07.10.2016 change 07.10.2016

See-through body: scientists discovered a way to make mice transparent

We now know how to make a prepared mouse body transparent. In addition - using genetic techniques - scientists can force selected cells to emit light. And then, nothing will escape the scientist\'s attention. Polish scientist was involved in the development of this innovative method.

Blood, water, lipids and pigments contained in the tissue make the body not translucent. It turns out that if these items are removed - tissue may become transparent as a crystal.

Scientists from Munich led by Ali Ertürk, together with Polish student Paweł Matryba have developed a method called uDISCO (ultimate 3-dimensional imaging of solvent-cleared organs http://nature.com/articles/doi:10.1038/nmeth.3964). The technique allows to prepare the body of a mouse or a rat in a way that becomes translucent to the point that if a squared paper is placed under the rodent\'s body, squares are visible through its organs. Bones, muscles, intestines, nervous system all become transparent.

Paweł Matryba studies medicine at the Medical University of Warsaw and biotechnology at the University of Warsaw. He participated in the research project in Munich as part of the within the Amgen Scholars Program scholarship. Young researcher revealed in an interview with PAP that now in Prof. Leszek Kaczmarek\'s group at the Nencki Institute he works on even more effective methods for making a body transparent.


Research into transparent mice would remain a mere curiosity - admittedly, the sight of the transparent body of a rodent is impressive. However, scientists have a brilliant idea how to use this transparency in practice.

The key are genetic modifications. Due to them, selected rodent cells - for example the cells of the nervous system - produce fluorescent proteins. If the tissue is illuminated with the right light in the laboratory, specific cells begin to glow, allowing to locate them.

Until now, such studies using fluorescence had fairly limited applications - opaque cells obscured the light. In histology, it was necessary to painstakingly cut tissue into thin slices and perform glowing experiments on those, layer by layer. Then, three-dimensional structures still had to be recreated in a computer.

Meanwhile, in a transparent body, no glowing cells can hide. Tissues do not have to be cut, and then stuck together again, because if they glow, they all become clearly visible. During imaging of transparent organisms prepared with uDISCO technique, all the connections between cells and the architecture of organs are clearly visible. In addition, this method does not destroy cell structures or proteins present in the body. This is sensational news for many scholars, for example those dealing with the nervous system.

Video presenting the nervous system of a mouse imaged using the uDISCO method.

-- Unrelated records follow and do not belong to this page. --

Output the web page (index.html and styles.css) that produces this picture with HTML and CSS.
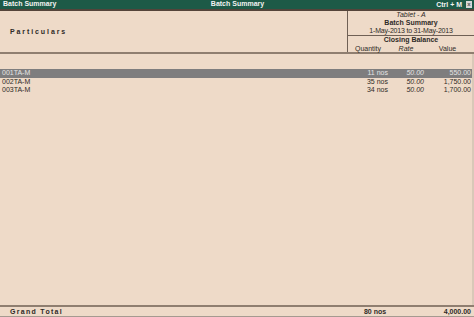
FILE: index.html
```html
<!DOCTYPE html>
<html lang="en">
<head>
    <meta charset="UTF-8">
    <meta name="viewport" content="width=device-width, initial-scale=1.0">
    <title>Batch Summary</title>
    <link rel="stylesheet" href="styles.css">
</head>
<body>
    <div class="screen">
        <div class="titlebar">
            <span class="title-left">Batch Summary</span>
            <span class="title-center">Batch Summary</span>
            <span class="title-right">Ctrl + M <span class="close-box">x</span></span>
        </div>

        <div class="header">
            <div class="particulars">Particulars</div>
            <div class="period">
                <div class="period-top">
                    <div class="item-name">Tablet - A</div>
                    <div class="report-name">Batch Summary</div>
                    <div class="dates">1-May-2013 to 31-May-2013</div>
                </div>
                <div class="closing">Closing Balance</div>
                <div class="cols">
                    <span>Quantity</span>
                    <span>Rate</span>
                    <span>Value</span>
                </div>
            </div>
        </div>

        <div class="rows">
            <div class="row selected">
                <span class="name">001TA-M</span>
                <span class="qty">11 nos</span>
                <span class="rate">50.00</span>
                <span class="value">550.00</span>
            </div>
            <div class="row">
                <span class="name">002TA-M</span>
                <span class="qty">35 nos</span>
                <span class="rate">50.00</span>
                <span class="value">1,750.00</span>
            </div>
            <div class="row">
                <span class="name">003TA-M</span>
                <span class="qty">34 nos</span>
                <span class="rate">50.00</span>
                <span class="value">1,700.00</span>
            </div>
        </div>

        <div class="footer">
            <span class="name total-label">Grand Total</span>
            <span class="qty">80 nos</span>
            <span class="rate"></span>
            <span class="value">4,000.00</span>
        </div>
    </div>
</body>
</html>
```

FILE: styles.css
```css
body {
    margin: 0;
    font-family: "Liberation Sans", Arial, sans-serif;
    font-size: 7px;
    color: #2f2a27;
    background-color: #eedac8;
}
.screen {
    width: 474px;
    height: 317px;
    display: flex;
    flex-direction: column;
    background-color: #eedac8;
}
.titlebar {
    height: 9px;
    line-height: 8px;
    background-color: #1d5a47;
    color: #f2f2f2;
    font-weight: bold;
    display: grid;
    grid-template-columns: 1fr auto 1fr;
    padding: 0 2px 0 3px;
}
.title-right {
    display: flex;
    align-items: center;
    justify-content: flex-end;
    gap: 4px;
}
.close-box {
    width: 6px;
    height: 7px;
    line-height: 7px;
    font-size: 6px;
    text-align: center;
    background-color: #d8d8d8;
    color: #555;
}
.header {
    display: flex;
    height: 41px;
    border-top: 2px solid #54443a;
    border-bottom: 2px solid #8f7e70;
}
.particulars {
    flex: 1;
    font-weight: bold;
    letter-spacing: 1.9px;
    padding-left: 10px;
    padding-top: 17px;
}
.period {
    width: 126px;
    border-left: 1px solid #6f6055;
    display: flex;
    flex-direction: column;
}
.period-top {
    border-bottom: 1px solid #6f6055;
    text-align: center;
    line-height: 8px;
}
.item-name {
    font-style: italic;
}
.report-name {
    font-weight: bold;
}
.dates {
    letter-spacing: -0.2px;
}
.closing {
    text-align: center;
    font-weight: bold;
    line-height: 8px;
}
.cols {
    display: grid;
    grid-template-columns: 40px 36px 47px;
    padding-right: 3px;
    line-height: 9px;
    text-align: center;
}
.cols span:nth-child(2) {
    font-style: italic;
}
.rows {
    flex: 1;
    padding-top: 15px;
    border-right: 2px solid #d9c8b8;
}
.row, .footer {
    display: grid;
    grid-template-columns: 1fr 40px 36px 47px;
    padding-right: 1px;
    height: 8.5px;
    line-height: 8.5px;
}
.row.selected {
    background-color: #7e7d7e;
    color: #e4e4e4;
}
.name {
    padding-left: 2px;
}
.qty, .rate, .value {
    text-align: right;
}
.rate {
    font-style: italic;
}
.footer {
    height: 9px;
    line-height: 9px;
    border-top: 2px solid #8f7e70;
    border-bottom: 1px solid #a59a90;
    padding-right: 3px;
}
.total-label {
    font-weight: bold;
    letter-spacing: 1.3px;
    padding-left: 10px;
}
.footer .qty {
    font-weight: bold;
    text-align: center;
    padding-left: 14px;
}
.footer .value {
    font-weight: bold;
}
```
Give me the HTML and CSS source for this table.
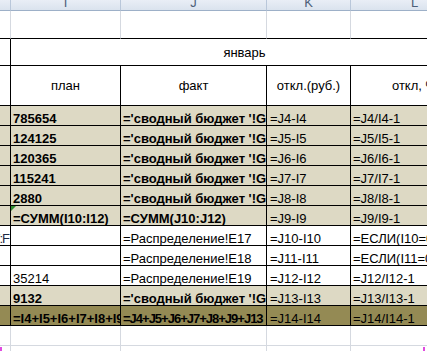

"In Germany, we were able to, among other thins, image the central nervous system of mouse with a resolution allowing to see single cells over a length of 7 cm - from the top of the head to the same toe" - said Matryba. He mentioned that the technique opens the door to entirely new discoveries - the study of neurodegenerative diseases such as Alzheimer\'s disease or amyotrophic lateral sclerosis, and imaging the effects of anticancer drugs on specific organs - these are just a few of the extremely extensive list of the possibilities uDISCO offers.


Matryba told PAP that in the German method uDISCO, body of a mouse is fixed first - to prevent cells from undergoing degradation processes. Then, a mixture of chemicals that remove blood, water and lipids is introduced into the blood. However, once these elements are removed from the body, the body inevitably shrinks. In the case of uDISCO, the volume is reduced by as much as 65 percent. Fortunately, all tissues shrink evenly, without changing proportions. "This contraction of the tissue can be very handy for scientists - smaller body is easier to scan under a microscope" - explained Paweł Matryba.

The biologist noted out that the entire process of preparation of the body in the uDISCO method takes only four days. Meanwhile, histological studies, in which subsequent tissue sections were prepared, could take months. Scientists using uDISCO will be able to study certain processes much more quickly.

The student said that there were ways to make tissues transparent even before the uDISCO method. One of the previously used methods was 3DISCO. It had, however, some drawbacks - it was impossible to image the entire body at once - glowing proteins were destroyed too quickly. "Scientists only had a few days to study glowing tissue only. With the uDISCO method, they gain a few months, and they can examine the whole body" - he explained.


The student admitted that the uDISCO method developed in Germany also has limitations - it is not possible to flush the blood thoroughly from all organs, which is why not every rodent tissue becomes equally transparent. There are problems, for example, with obtaining crystal clear heart or liver. The skin can not be made transparent yet either, so it must be removed during preparation. In addition, preparation must be performed under a fume hood - the substances used in the process are toxic.

That is why Paweł Matryba is already working on a more efficient method of making mice transparent. For now, the results of the work of his team are in the process of publication, so the researcher does not want to talk about details. He revealed, however, that the mouse body prepared using his technique is even more transparent, and the chemicals used in the new method less harmful, so the work does not have to be conducted under a fume hood, or using special equipment.